● Required work:
Copy out every line that contains "this".
* Begin Items *
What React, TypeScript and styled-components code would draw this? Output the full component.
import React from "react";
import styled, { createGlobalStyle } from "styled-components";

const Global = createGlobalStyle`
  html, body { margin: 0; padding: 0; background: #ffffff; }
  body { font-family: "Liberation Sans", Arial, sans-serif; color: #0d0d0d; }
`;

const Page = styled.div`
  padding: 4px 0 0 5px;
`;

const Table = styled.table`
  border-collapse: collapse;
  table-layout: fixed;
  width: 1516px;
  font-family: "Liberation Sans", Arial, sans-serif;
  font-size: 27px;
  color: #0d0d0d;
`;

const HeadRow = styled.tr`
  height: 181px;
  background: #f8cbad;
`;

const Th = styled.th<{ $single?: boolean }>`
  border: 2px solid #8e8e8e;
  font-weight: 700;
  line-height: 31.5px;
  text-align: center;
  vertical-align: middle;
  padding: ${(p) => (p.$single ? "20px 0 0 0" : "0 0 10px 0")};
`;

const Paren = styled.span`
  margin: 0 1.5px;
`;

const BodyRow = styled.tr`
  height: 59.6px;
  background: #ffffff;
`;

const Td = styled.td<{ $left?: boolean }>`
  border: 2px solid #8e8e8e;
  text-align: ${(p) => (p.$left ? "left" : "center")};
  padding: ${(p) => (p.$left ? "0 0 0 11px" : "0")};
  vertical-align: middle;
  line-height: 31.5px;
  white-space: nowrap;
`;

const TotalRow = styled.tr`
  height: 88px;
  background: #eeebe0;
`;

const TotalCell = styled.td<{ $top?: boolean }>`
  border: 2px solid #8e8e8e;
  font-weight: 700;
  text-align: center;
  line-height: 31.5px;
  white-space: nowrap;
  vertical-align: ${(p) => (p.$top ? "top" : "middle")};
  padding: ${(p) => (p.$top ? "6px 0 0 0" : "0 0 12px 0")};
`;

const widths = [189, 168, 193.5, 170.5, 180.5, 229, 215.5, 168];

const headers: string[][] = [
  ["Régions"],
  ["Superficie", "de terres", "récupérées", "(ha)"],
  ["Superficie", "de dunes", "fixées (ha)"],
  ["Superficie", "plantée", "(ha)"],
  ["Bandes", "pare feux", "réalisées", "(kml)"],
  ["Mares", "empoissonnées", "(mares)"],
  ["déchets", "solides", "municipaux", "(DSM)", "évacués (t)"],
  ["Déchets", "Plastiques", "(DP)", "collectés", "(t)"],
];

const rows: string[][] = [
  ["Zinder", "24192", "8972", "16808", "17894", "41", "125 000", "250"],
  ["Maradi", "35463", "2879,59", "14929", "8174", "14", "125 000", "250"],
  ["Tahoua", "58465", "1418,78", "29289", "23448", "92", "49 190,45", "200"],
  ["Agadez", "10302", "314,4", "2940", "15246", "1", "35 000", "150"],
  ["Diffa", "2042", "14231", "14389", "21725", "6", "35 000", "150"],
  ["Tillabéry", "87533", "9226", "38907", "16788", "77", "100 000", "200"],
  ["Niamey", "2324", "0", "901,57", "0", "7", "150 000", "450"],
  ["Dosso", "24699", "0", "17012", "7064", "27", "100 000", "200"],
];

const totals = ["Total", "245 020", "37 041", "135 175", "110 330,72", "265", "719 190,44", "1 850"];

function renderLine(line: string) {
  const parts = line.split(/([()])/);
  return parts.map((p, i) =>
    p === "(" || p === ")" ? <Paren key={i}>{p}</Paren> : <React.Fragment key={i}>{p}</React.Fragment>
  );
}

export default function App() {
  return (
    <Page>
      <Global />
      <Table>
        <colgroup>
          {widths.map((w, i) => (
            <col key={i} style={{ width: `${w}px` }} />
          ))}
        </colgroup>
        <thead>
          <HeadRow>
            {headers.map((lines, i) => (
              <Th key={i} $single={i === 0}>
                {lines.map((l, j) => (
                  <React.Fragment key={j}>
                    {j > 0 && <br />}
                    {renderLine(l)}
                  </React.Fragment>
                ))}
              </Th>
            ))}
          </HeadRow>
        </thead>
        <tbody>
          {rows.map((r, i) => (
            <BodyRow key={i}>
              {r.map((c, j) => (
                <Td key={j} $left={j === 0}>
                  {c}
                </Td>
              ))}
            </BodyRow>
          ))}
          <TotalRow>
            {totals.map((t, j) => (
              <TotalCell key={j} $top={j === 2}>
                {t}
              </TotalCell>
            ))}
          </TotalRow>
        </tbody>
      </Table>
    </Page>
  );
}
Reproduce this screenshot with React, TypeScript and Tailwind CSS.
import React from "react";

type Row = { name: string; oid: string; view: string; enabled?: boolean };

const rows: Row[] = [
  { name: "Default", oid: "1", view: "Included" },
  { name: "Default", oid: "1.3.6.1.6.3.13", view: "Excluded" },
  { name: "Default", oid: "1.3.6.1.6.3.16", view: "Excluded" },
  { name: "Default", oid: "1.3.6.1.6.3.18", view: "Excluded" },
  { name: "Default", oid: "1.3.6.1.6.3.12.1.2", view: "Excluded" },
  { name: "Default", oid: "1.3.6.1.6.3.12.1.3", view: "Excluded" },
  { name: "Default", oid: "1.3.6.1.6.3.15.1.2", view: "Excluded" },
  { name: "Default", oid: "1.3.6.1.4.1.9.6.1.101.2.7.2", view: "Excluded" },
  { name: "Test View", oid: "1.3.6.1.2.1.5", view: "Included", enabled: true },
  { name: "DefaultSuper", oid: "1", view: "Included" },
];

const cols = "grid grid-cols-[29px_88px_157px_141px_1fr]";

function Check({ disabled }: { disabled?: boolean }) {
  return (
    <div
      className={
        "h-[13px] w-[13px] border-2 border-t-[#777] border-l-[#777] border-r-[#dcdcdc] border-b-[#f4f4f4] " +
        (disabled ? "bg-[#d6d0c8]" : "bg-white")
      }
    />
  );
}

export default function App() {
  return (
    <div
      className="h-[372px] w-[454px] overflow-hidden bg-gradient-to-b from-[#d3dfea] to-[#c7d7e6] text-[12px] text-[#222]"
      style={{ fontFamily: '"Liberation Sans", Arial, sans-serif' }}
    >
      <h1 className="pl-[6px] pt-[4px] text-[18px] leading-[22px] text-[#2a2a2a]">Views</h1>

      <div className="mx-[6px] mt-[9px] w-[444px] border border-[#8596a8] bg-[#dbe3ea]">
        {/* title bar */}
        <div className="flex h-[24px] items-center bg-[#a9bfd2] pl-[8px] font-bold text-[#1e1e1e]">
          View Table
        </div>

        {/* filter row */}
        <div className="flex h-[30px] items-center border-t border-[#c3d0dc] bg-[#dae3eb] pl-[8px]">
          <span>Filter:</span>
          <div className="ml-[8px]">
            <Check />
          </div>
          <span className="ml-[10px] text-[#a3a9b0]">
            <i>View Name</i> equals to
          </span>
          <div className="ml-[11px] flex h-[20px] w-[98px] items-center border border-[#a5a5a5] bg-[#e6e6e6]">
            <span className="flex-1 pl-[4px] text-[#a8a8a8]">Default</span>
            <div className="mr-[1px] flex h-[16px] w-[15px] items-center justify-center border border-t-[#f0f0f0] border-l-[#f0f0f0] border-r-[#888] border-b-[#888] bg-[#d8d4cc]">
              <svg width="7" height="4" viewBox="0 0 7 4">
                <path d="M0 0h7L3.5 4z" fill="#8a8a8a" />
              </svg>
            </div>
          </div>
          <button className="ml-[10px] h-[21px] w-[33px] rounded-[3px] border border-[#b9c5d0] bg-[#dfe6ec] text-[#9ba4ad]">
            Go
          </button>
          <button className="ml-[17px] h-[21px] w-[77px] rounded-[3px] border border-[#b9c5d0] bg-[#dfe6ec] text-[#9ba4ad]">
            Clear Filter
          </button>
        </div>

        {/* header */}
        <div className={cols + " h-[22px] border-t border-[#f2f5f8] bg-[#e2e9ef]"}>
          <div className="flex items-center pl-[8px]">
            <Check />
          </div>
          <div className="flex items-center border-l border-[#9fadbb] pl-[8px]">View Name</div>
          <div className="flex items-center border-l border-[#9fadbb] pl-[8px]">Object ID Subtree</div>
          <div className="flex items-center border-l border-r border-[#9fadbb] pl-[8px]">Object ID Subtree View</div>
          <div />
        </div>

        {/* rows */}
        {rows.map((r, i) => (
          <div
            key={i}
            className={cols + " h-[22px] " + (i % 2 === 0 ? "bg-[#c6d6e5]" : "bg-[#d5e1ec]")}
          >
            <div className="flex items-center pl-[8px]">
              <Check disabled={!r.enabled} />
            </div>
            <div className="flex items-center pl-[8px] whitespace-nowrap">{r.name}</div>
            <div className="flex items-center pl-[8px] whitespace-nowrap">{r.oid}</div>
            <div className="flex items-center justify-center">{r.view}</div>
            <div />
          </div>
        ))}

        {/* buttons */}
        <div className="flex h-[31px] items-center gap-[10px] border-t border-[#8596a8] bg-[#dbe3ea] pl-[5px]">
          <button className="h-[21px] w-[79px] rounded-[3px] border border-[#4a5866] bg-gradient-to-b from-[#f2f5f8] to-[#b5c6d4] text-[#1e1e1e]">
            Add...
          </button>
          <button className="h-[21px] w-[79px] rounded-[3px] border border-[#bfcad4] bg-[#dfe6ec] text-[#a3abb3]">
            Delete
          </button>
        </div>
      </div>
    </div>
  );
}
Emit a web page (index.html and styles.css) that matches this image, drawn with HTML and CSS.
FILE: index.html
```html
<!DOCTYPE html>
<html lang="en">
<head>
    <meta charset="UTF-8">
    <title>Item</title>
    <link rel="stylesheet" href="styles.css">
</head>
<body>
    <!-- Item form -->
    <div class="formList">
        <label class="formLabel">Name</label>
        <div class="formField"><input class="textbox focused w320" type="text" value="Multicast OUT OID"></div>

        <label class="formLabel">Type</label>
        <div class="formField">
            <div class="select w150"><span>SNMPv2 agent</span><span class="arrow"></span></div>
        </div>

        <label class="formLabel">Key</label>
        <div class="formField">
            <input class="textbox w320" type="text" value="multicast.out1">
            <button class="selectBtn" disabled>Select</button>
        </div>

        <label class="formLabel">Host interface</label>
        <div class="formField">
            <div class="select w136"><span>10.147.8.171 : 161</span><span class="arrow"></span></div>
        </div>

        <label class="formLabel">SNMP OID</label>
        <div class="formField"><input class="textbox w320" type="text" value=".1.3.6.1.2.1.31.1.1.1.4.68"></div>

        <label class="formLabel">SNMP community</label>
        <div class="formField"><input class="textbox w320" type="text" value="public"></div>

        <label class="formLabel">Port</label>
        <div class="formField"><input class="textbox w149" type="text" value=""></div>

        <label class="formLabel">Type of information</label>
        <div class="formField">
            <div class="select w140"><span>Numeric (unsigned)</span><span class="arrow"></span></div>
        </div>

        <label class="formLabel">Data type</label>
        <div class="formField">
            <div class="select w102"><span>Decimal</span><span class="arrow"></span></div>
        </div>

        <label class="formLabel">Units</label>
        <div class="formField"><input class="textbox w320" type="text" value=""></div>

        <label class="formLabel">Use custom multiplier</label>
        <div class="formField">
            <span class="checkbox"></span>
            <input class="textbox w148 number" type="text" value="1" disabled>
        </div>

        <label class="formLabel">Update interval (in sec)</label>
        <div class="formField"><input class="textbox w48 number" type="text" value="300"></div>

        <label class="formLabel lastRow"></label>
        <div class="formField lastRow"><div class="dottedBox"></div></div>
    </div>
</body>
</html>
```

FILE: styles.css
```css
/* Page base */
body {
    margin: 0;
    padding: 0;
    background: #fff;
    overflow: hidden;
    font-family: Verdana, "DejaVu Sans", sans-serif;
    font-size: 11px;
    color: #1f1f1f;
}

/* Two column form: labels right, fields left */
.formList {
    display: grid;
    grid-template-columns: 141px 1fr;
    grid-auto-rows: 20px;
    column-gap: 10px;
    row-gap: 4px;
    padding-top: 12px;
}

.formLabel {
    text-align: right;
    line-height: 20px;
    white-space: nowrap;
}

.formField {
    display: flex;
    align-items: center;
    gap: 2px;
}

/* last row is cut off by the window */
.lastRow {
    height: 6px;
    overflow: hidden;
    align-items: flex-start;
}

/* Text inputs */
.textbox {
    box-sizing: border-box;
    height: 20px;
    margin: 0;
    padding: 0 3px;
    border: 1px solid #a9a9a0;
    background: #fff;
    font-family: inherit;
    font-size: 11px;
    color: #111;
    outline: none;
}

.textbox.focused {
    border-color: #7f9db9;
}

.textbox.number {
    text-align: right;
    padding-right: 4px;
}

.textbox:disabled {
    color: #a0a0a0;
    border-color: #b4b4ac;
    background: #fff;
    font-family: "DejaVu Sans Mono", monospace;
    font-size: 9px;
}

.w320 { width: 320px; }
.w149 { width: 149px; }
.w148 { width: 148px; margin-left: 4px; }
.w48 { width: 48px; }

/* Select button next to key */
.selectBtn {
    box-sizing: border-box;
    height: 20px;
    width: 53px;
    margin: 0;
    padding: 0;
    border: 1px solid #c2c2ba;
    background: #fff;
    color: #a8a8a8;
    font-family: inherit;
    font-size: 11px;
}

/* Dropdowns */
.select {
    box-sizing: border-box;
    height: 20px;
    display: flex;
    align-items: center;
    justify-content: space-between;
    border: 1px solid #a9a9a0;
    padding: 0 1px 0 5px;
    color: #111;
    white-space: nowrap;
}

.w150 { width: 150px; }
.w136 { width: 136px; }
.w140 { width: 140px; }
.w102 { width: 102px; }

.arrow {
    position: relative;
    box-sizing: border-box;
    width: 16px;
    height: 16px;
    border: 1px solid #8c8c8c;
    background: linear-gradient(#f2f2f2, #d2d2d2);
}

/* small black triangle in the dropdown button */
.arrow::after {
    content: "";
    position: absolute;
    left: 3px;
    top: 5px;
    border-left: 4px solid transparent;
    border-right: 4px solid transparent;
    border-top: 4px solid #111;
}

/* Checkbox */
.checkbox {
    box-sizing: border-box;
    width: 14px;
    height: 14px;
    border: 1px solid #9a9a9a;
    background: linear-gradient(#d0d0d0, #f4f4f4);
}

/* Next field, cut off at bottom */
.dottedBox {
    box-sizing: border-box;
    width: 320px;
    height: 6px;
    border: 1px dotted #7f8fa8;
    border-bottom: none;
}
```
* End Items *
● Written response:
What React, TypeScript and styled-components code would draw this? Output the full component.
Reproduce this screenshot with React, TypeScript and Tailwind CSS.
Emit a web page (index.html and styles.css) that matches this image, drawn with HTML and CSS.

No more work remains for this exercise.